Pakistan’s Role In Russia’s Greater Eurasian Partnership
Korybko A.,
researcher, MGIMO University, korybko.e@my.mgimo.ru
Morozov V.M.,
Associate professor, Department of Diplomacy, Vice-Rector for HR Policy, MGIMO University, frosti_fddf@mail.ru
elibrary_id: 690373 |
DOI: 10.17976/jpps/2020.03.02
Korybko A., Morozov V.M. Pakistan’s Role In Russia’s Greater Eurasian Partnership. – Polis. Political Studies. 2020. No. 3. https://doi.org/10.17976/jpps/2020.03.02
Connectivity is one of the key trends of the 21st century, which Russia is fully embracing with its Greater Eurasian Partnership (GEP) in order to counteract the chaotic processes unleashed throughout the course of the ongoing systemic transition from unipolarity to multipolarity. This outlook sets forth the grand strategic task of integrating with some of the former countries of the erstwhile Soviet Union through the Russian-led Eurasian Economic Union (EAEU) and then further afield with the other regions of Eurasia in order to benefit from the growing cross-supercontinental trade between Europe and Asia.
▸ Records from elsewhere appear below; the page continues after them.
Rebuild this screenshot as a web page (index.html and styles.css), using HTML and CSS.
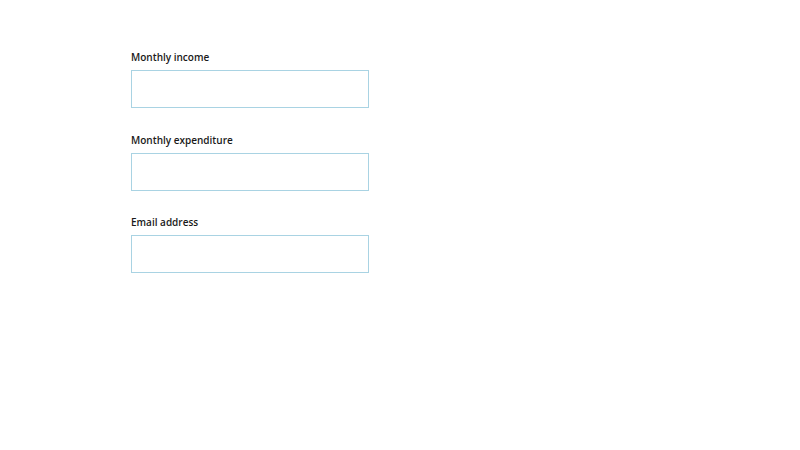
FILE: index.html
```html
<!DOCTYPE html>
<html>
<head>
<meta charset="utf-8">
<link rel="stylesheet" href="styles.css">
</head>
<body>
<form class="form">
  <div class="field">
    <label class="label">Monthly income</label>
    <input class="input" type="text">
  </div>
  <div class="field">
    <label class="label">Monthly expenditure</label>
    <input class="input" type="text">
  </div>
  <div class="field">
    <label class="label">Email address</label>
    <input class="input" type="email">
  </div>
</form>
</body>
</html>
```
FILE: styles.css
```css
html, body {
  margin: 0;
  padding: 0;
  background: #fff;
}
body {
  font-family: "Open Sans", "Liberation Sans", sans-serif;
  color: #1a1a1a;
}
.form {
  display: flex;
  flex-direction: column;
  gap: 24.5px;
  padding: 50px 0 0 131px;
}
.field {
  display: flex;
  flex-direction: column;
  gap: 6px;
}
.label {
  font-size: 10px;
  font-weight: 600;
  line-height: 14px;
}
.input {
  box-sizing: border-box;
  width: 238px;
  height: 38px;
  border: 1px solid #a9d3e3;
  border-radius: 0;
  background: #fff;
  padding: 0 8px;
  margin: 0;
  outline: none;
  font: inherit;
}
```
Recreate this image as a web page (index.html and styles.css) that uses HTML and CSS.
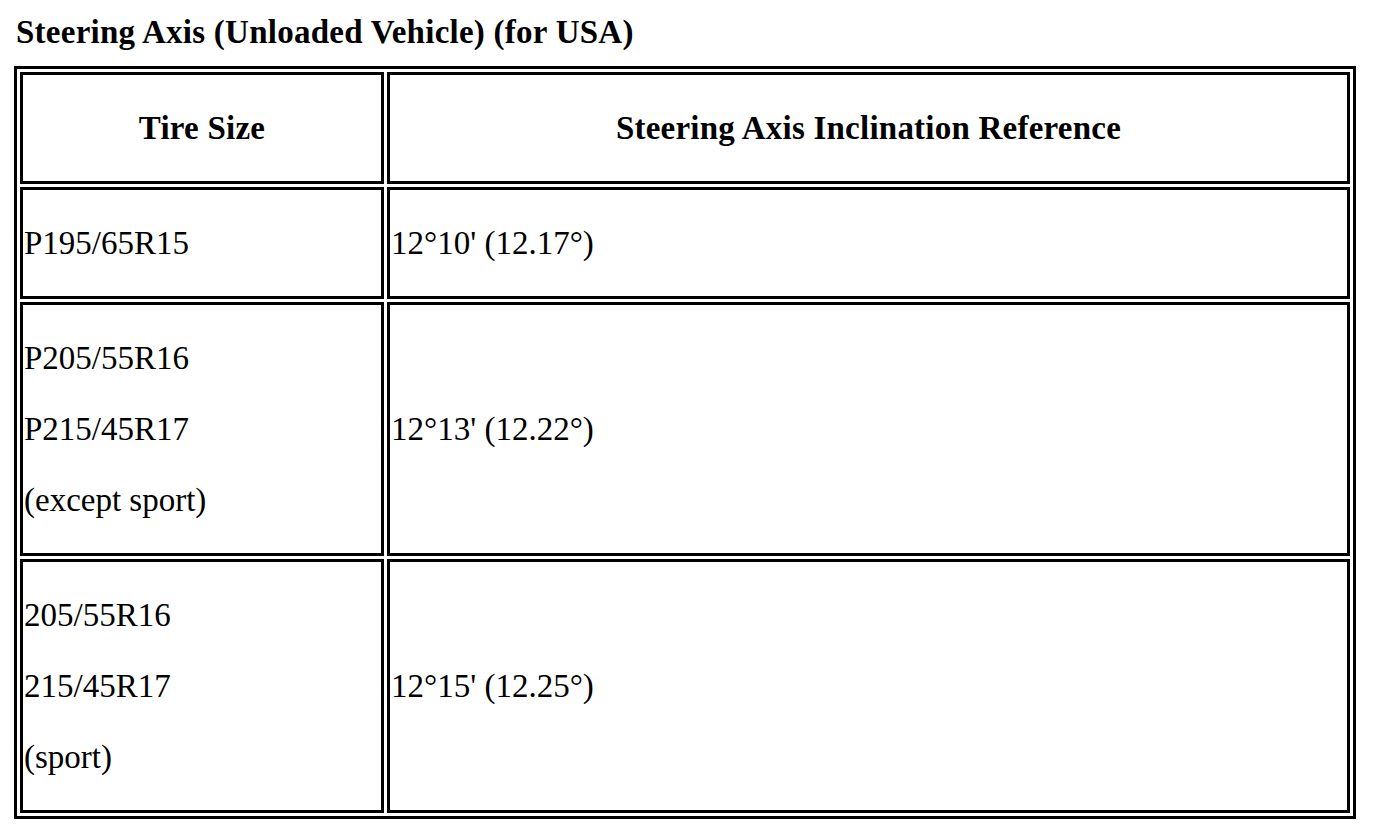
FILE: index.html
```html
<!DOCTYPE html>
<html>
<head>
<meta charset="utf-8">
<link rel="stylesheet" href="styles.css">
</head>
<body>
<div class="title">Steering Axis (Unloaded Vehicle) (for USA)</div>
<table class="spec">
  <tr>
    <th class="col-size"><p>Tire Size</p></th>
    <th><p>Steering Axis Inclination Reference</p></th>
  </tr>
  <tr>
    <td><p>P195/65R15</p></td>
    <td><p>12°10' (12.17°)</p></td>
  </tr>
  <tr>
    <td><p>P205/55R16</p><p>P215/45R17</p><p>(except sport)</p></td>
    <td><p>12°13' (12.22°)</p></td>
  </tr>
  <tr>
    <td><p>205/55R16</p><p>215/45R17</p><p>(sport)</p></td>
    <td><p>12°15' (12.25°)</p></td>
  </tr>
</table>
</body>
</html>
```

FILE: styles.css
```css
html, body {
  margin: 0;
  padding: 0;
  background: #fff;
  color: #000;
}
body {
  padding: 13px 14px 0 14px;
  font-family: "Liberation Serif", "Times New Roman", serif;
  font-size: 33px;
  line-height: 38px;
}
.title {
  font-weight: bold;
  letter-spacing: 0.25px;
  padding-left: 2px;
  margin-bottom: 15px;
}
.spec {
  border-collapse: separate;
  border-spacing: 3px;
  border: 3px solid #000;
  width: 1342px;
}
.spec th,
.spec td {
  border: 3px solid #000;
  padding: 1px;
  vertical-align: middle;
}
.spec th {
  font-weight: bold;
  letter-spacing: 0.23px;
  text-align: center;
}
.spec td {
  text-align: left;
}
.col-size {
  width: 356px;
}
.spec p {
  margin: 33px 0;
}
```
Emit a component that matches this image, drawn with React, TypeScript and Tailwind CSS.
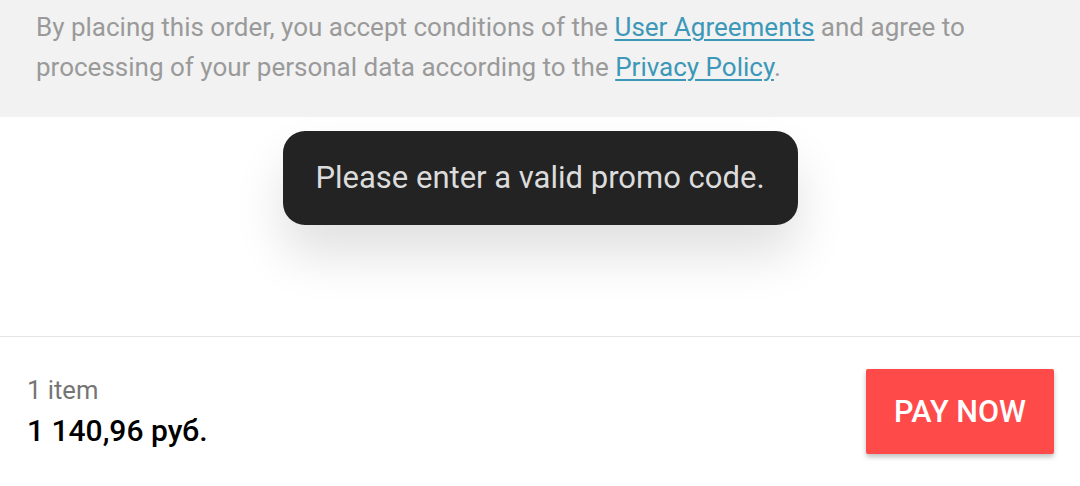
import React from "react";

export default function App() {
  return (
    <div className="relative w-[1080px] h-[486px] bg-white overflow-hidden" style={{ fontFamily: "Roboto, sans-serif" }}>
      <div className="h-[117px] bg-[#f2f2f2] pl-[36px] pr-[36px] pt-[7px]">
        <p className="text-[26px] leading-[40px] text-[#9a9a9a]">
          By placing this order, you accept conditions of the{" "}
          <span className="text-[#3c98b8] underline underline-offset-[3px] decoration-[2px]">User Agreements</span> and agree to processing of your personal data according to the{" "}
          <span className="text-[#3c98b8] underline underline-offset-[3px] decoration-[2px]">Privacy Policy</span>.
        </p>
      </div>
      <div className="h-[220px] border-b border-[#e6e6e6] flex justify-center">
        <div className="mt-[14px] h-[94px] w-[515px] rounded-[22px] bg-[#232323] flex items-center justify-center shadow-[0_30px_50px_rgba(0,0,0,0.12)]">
          <span className="text-[31px] text-[#dcdcdc]">Please enter a valid promo code.</span>
        </div>
      </div>
      <div className="flex items-center justify-between pl-[27px] pr-[26px] pt-[32px]">
        <div className="flex flex-col">
          <span className="text-[25.6px] leading-[30px] text-[#757575]">1 item</span>
          <span className="text-[30px] leading-[36px] mt-[8px] font-medium text-black">1 140,96 руб.</span>
        </div>
        <button className="w-[188px] h-[85px] bg-[#ff4a4a] rounded-[2px] text-white text-[30.6px] font-medium shadow-[0_3px_5px_rgba(0,0,0,0.25)]">
          PAY NOW
        </button>
      </div>
    </div>
  );
}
President Putin declared during the second Belt & Road Initiative (BRI) Forum in April 2019 that this Chinese-led project “rimes with Russia’s idea to establish a Greater Eurasian Partnership” and that “The five EAEU member states have unanimously supported the idea of pairing the EAEU development and the Chinese Silk Road Economic Belt project”. It naturally follows that the pairing of the EAEU with BRI would involve Russia improving its connectivity with the latter’s flagship project of the China-Pakistan Economic Corridor (CPEC) in South Asia, thereby endowing Pakistan with an important role in the GEP. The rapidly improving relations between Moscow and Islamabad, as well as the peacemaking efforts undertaken by those two states and other stakeholders in Afghanistan across 2019, raise the prospect of a future trade corridor traversing through the countries between them and thus creating a new axis of Eurasian integration that would complete the first envisaged step of bringing the EAEU and BRI closer together. In pursuit of this multilaterally beneficial outcome, it’s important to explain the policymaking and academic bases behind it so as to prove the viability of this proposal.